Under California Labor Code Section 246, employees accrue paid sick leave at a rate of no less than one hour for every 30 hours worked. As of January 1, 2024, employers must provide a minimum of 40 hours or five days of paid sick leave annually. Unlike general PTO, accrued sick leave is not required to be paid out upon termination of employment.
When an employer mandates PTO use, the employee’s accrued balance is reduced by the time taken. California law prohibits “use it or lose it” policies for accrued vacation or general PTO, meaning earned time cannot be forfeited. This protection ensures that accrued PTO is considered earned wages that vest as labor is performed.
Employers can implement reasonable caps on the amount of PTO an employee can accrue. For example, a policy might state that once an employee reaches a certain number of hours, no additional PTO will accrue until the balance falls below that threshold. Upon termination of employment, all accrued and unused vacation or general PTO must be paid out to the employee at their final rate of pay.

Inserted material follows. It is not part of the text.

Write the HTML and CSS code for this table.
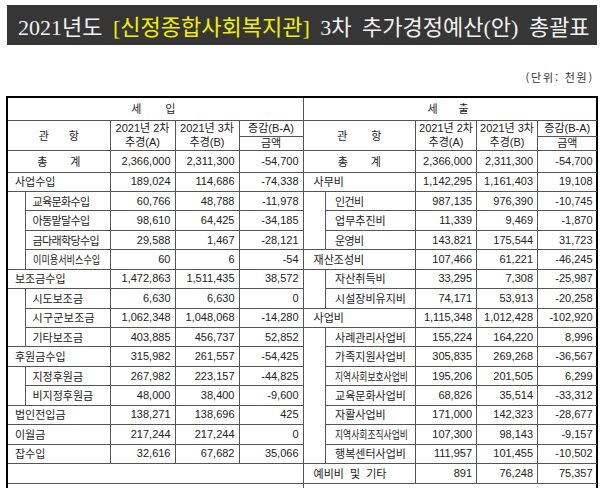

Employees in California should familiarize themselves with their company’s PTO policy, including terms of accrual, usage, and any provisions for mandated time off. They can seek clarification from their human resources department regarding how the policy aligns with California labor laws.
Understanding the distinction between general PTO and protected sick leave is also important. Reviewing company handbooks and policies provides valuable insight into how time off is managed.